[WHAT YOU ARE ASKED TO DO] Work out how many lines in the listing below include the word "that". Give nothing but the number.

[DATASET ENTRIES]
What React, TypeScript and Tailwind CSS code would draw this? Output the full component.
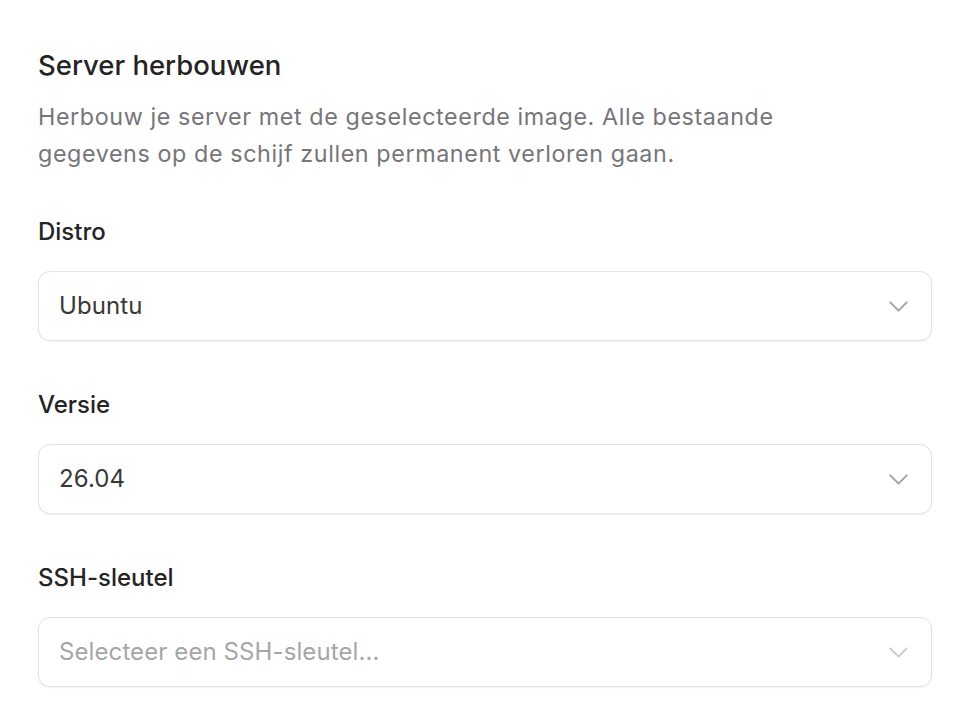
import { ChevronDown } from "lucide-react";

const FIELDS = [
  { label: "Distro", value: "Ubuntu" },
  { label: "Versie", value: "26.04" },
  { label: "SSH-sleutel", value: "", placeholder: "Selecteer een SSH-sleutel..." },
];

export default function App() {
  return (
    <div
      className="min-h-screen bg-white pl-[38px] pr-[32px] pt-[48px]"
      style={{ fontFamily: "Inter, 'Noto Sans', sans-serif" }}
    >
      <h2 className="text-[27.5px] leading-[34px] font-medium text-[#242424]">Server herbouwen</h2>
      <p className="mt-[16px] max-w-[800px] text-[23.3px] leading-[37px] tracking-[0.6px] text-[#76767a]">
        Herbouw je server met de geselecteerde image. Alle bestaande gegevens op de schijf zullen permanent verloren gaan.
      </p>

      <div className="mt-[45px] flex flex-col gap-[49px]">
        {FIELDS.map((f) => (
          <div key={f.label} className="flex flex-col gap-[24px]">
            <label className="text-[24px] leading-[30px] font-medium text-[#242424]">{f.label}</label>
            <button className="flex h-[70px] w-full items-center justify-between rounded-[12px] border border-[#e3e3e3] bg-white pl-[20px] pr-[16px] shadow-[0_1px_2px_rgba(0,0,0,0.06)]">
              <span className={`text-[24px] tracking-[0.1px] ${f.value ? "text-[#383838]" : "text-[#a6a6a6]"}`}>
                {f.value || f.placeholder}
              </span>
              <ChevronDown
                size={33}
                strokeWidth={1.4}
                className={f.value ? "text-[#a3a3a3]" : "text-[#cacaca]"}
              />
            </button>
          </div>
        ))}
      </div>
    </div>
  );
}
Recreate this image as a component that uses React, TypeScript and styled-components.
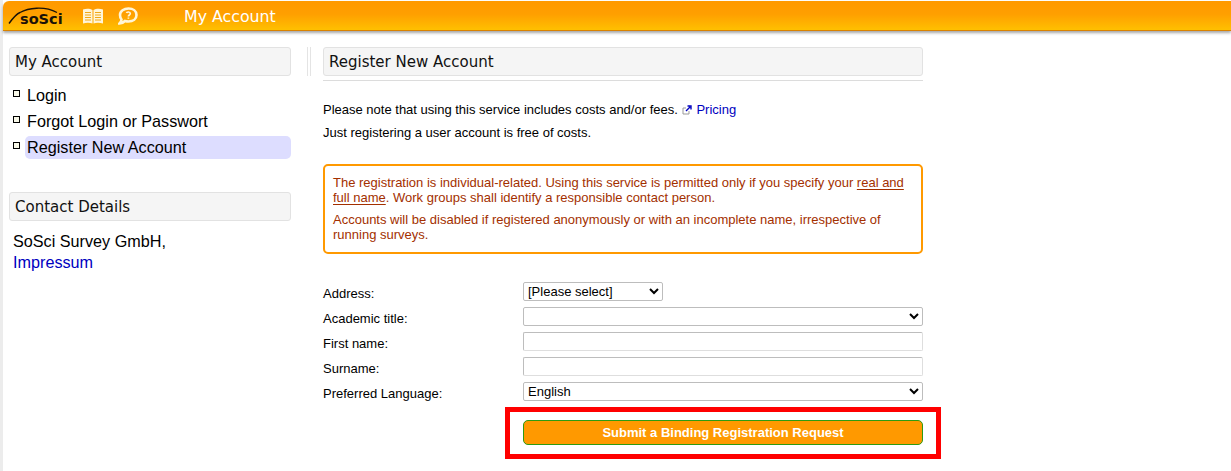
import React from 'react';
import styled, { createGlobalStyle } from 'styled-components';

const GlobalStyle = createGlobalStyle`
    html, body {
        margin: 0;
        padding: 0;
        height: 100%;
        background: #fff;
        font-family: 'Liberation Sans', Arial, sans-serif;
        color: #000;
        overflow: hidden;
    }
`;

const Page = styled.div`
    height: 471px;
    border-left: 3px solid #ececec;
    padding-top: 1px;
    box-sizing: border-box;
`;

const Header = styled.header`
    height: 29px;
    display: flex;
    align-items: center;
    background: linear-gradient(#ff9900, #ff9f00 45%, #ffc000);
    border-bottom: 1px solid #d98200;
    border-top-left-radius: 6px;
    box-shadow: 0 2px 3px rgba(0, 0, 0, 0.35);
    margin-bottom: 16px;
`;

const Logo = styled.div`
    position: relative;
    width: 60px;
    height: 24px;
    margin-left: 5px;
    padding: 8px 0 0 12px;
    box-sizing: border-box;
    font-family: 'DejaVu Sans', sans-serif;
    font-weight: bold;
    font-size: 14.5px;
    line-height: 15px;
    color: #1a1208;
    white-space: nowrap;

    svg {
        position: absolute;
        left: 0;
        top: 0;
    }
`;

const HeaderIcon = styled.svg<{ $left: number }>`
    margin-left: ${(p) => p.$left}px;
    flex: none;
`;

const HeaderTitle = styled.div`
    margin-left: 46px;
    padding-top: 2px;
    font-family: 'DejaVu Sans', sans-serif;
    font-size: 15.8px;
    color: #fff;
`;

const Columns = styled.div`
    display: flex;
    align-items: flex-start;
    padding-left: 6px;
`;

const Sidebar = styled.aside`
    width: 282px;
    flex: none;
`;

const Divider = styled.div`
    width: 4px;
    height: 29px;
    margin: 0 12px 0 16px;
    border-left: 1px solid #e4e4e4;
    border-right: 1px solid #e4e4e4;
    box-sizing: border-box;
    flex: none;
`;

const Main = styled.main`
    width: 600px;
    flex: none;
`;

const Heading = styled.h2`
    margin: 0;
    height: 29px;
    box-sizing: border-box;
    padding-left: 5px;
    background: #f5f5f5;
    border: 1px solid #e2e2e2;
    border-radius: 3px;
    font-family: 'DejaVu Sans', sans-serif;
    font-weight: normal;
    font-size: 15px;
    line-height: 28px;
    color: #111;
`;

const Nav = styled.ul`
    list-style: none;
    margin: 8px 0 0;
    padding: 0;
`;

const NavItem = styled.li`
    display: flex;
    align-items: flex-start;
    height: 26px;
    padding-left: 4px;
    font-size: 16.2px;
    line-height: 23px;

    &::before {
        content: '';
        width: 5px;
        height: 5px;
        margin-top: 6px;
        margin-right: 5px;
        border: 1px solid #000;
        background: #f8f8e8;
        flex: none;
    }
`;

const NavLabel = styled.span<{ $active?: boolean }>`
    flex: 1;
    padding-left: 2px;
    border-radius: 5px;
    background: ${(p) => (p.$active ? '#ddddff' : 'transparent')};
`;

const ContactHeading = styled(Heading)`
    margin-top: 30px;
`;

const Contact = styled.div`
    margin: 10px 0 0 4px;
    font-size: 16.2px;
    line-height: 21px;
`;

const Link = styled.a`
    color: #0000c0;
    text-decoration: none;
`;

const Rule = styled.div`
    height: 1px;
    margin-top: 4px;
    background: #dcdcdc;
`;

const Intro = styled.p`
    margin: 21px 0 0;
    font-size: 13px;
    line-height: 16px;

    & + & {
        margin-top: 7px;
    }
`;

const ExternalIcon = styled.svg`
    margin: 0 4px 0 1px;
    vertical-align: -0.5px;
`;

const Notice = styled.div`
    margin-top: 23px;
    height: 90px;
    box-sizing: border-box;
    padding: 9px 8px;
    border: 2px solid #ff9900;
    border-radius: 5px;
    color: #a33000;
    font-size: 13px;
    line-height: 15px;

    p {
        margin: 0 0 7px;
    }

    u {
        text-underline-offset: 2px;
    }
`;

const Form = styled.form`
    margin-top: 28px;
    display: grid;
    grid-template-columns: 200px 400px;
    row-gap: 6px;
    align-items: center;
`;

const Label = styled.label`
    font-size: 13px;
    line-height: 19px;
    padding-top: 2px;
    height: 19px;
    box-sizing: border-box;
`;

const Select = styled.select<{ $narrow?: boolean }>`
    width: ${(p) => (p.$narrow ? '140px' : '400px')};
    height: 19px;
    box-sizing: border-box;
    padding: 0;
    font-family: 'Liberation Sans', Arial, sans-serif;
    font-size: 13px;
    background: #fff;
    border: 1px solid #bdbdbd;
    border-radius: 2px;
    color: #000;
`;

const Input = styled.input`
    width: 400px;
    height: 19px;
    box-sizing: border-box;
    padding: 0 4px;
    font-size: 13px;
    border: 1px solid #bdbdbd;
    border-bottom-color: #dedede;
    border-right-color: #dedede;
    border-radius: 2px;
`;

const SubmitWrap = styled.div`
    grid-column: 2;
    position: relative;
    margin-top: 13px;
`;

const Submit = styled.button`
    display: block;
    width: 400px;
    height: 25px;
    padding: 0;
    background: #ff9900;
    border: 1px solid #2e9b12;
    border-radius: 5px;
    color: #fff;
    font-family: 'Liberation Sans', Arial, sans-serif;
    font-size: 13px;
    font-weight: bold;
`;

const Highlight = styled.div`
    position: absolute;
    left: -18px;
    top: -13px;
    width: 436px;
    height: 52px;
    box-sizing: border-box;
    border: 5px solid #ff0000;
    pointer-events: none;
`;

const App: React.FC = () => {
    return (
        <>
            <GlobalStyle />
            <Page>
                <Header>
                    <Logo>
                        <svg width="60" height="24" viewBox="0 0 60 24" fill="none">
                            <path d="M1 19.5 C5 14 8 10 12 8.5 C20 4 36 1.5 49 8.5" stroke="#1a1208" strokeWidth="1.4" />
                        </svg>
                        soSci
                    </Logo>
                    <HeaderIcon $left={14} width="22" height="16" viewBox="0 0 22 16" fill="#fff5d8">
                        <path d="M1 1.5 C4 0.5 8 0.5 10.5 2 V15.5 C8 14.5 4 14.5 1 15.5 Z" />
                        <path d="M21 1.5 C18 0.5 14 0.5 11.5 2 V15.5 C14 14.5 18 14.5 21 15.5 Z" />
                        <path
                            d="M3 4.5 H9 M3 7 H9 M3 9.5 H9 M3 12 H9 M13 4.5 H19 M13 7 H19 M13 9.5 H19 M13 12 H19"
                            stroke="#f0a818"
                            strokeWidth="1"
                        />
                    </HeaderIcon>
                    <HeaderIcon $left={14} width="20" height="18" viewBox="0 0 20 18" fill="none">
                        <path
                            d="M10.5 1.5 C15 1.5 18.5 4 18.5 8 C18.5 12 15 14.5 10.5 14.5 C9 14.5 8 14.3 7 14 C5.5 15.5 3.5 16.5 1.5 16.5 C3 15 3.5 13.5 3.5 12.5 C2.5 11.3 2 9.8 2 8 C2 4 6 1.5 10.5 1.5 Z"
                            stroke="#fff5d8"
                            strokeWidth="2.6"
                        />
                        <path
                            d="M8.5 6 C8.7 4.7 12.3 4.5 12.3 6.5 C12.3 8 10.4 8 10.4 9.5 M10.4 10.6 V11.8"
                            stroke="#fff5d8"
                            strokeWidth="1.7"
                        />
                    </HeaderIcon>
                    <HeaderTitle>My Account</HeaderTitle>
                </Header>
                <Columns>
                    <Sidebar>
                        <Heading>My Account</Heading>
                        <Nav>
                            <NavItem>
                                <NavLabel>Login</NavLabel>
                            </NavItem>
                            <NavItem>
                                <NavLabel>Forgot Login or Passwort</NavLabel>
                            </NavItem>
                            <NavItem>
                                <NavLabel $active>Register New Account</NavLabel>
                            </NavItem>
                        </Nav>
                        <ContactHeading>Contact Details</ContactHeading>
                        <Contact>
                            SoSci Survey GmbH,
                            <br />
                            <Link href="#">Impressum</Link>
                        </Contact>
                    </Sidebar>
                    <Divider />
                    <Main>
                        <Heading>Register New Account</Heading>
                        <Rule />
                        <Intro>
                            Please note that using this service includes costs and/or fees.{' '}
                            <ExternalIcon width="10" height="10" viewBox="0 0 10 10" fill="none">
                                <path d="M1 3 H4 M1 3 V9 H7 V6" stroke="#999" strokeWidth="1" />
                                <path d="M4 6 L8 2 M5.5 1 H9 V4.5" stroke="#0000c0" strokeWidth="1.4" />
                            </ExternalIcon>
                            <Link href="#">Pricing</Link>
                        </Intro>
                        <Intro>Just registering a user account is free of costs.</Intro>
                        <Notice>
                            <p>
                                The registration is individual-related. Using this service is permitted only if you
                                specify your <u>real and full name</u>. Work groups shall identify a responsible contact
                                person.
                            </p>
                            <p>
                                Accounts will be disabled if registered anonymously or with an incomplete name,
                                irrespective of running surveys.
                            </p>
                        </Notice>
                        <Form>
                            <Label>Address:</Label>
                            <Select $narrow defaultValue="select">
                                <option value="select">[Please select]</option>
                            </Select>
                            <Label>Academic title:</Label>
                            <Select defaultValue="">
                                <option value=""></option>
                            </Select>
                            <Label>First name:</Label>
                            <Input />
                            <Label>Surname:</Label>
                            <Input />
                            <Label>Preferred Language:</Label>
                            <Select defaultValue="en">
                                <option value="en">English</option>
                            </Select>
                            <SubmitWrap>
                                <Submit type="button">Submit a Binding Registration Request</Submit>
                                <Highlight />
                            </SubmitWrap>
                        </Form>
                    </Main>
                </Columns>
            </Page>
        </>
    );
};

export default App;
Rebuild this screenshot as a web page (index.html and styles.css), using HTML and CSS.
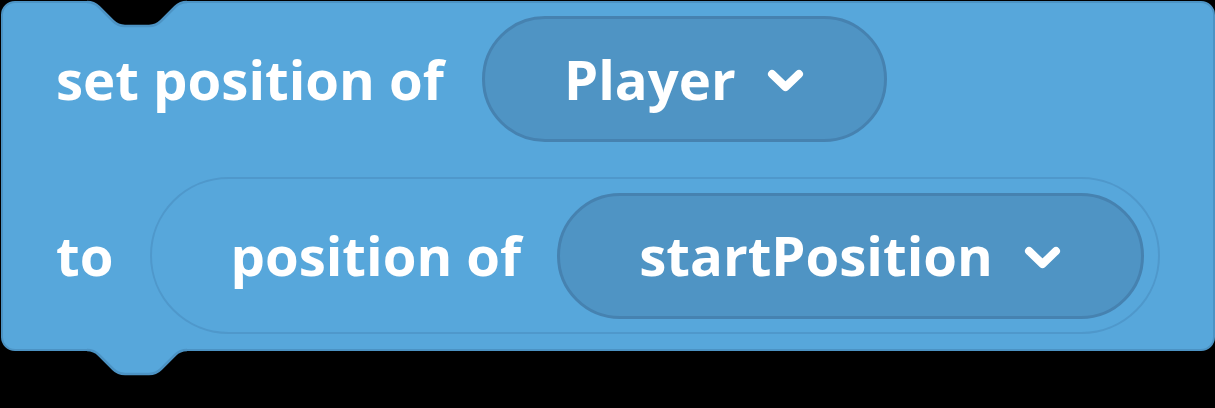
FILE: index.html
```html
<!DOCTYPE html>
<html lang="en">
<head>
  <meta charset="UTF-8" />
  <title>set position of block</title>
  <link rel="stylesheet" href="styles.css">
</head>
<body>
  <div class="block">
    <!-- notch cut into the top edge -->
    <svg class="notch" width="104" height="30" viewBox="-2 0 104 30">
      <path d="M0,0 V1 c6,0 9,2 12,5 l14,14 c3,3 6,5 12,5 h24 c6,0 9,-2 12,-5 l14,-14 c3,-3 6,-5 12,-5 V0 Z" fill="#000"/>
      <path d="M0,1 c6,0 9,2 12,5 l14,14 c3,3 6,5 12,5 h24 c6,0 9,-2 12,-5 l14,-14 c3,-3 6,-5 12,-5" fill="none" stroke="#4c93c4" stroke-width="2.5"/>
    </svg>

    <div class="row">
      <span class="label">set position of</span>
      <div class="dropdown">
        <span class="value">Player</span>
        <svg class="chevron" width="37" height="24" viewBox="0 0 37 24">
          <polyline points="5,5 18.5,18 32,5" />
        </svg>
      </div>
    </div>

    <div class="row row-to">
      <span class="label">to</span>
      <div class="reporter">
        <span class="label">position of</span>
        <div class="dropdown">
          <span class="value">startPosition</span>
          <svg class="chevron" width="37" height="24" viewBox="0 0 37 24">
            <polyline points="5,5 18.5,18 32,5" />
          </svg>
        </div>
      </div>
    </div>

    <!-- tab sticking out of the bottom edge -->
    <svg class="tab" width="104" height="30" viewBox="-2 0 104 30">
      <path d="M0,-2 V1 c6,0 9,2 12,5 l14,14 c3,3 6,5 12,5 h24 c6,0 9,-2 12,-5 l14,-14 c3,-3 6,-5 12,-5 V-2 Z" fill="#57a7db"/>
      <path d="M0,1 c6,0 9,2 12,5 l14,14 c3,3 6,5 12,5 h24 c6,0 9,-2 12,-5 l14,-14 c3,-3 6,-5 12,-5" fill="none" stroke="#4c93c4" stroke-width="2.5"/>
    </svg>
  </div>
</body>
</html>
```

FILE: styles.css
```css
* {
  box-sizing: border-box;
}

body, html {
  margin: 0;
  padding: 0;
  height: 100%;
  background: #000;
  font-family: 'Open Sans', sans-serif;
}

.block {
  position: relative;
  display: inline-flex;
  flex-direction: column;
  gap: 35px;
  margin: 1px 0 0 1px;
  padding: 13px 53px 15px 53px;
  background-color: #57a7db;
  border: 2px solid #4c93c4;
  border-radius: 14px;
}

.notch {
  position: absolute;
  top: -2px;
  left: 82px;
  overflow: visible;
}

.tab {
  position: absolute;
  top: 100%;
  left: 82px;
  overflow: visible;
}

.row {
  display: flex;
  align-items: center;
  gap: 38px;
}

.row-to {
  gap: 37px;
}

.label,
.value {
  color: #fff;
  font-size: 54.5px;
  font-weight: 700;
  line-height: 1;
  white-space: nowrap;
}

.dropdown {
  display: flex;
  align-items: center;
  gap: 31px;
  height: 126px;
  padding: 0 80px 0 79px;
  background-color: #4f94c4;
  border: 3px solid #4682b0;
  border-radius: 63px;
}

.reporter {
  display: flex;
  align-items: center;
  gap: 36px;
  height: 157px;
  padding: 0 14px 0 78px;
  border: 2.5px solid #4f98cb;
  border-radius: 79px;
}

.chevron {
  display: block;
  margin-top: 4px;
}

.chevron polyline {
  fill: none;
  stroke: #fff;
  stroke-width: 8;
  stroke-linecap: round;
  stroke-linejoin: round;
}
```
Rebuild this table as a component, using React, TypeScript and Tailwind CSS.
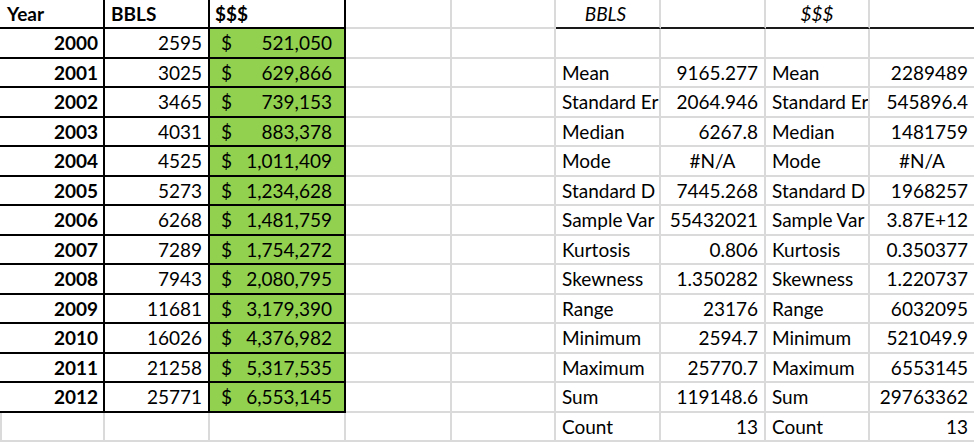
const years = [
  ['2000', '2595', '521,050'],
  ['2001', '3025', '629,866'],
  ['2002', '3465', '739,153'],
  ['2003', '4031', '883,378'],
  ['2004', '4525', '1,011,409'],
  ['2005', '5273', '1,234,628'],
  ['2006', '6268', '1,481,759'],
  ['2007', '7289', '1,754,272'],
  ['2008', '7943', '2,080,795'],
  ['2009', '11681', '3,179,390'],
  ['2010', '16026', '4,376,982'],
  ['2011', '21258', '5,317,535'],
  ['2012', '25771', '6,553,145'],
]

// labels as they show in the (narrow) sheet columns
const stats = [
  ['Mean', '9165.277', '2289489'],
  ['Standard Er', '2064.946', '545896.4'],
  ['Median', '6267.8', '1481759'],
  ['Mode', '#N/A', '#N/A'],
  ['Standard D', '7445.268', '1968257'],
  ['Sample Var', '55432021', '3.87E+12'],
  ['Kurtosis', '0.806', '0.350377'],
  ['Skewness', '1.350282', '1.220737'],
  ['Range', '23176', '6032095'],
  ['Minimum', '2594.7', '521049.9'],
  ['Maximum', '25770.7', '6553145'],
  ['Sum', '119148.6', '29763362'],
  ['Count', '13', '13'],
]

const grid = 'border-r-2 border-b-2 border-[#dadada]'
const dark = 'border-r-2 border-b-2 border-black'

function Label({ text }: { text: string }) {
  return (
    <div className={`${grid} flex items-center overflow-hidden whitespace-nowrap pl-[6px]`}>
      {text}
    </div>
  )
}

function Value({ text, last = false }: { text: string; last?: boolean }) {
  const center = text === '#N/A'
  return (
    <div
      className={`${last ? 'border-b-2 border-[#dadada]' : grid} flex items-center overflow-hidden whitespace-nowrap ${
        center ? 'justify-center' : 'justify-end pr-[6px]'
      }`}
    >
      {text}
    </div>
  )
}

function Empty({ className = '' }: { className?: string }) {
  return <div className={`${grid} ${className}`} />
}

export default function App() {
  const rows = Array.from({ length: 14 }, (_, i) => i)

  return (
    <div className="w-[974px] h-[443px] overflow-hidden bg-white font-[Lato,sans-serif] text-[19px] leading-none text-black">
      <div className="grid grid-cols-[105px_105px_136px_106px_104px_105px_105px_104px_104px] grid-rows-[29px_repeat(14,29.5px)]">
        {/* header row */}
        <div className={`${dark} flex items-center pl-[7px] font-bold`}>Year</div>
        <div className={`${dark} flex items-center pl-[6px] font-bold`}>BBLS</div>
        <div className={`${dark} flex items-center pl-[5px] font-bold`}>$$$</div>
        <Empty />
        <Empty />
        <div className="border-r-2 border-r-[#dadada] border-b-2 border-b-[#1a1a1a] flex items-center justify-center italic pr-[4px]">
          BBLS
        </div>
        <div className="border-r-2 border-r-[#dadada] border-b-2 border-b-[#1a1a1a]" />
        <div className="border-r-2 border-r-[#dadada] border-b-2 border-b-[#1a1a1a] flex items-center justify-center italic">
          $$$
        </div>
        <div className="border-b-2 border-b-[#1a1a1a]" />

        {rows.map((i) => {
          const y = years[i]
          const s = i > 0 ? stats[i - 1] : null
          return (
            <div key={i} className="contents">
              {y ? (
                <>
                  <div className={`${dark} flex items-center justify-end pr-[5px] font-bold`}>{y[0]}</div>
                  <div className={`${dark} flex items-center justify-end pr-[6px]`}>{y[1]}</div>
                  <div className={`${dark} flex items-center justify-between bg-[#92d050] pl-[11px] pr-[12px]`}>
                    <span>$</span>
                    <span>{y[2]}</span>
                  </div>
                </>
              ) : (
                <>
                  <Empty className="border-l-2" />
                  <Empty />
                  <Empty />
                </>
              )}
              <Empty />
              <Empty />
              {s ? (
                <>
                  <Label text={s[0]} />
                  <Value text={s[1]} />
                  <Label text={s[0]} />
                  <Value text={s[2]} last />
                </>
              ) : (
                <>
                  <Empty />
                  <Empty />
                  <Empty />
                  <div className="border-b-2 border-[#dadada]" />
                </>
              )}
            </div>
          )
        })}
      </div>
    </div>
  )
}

[THE REPLY] 2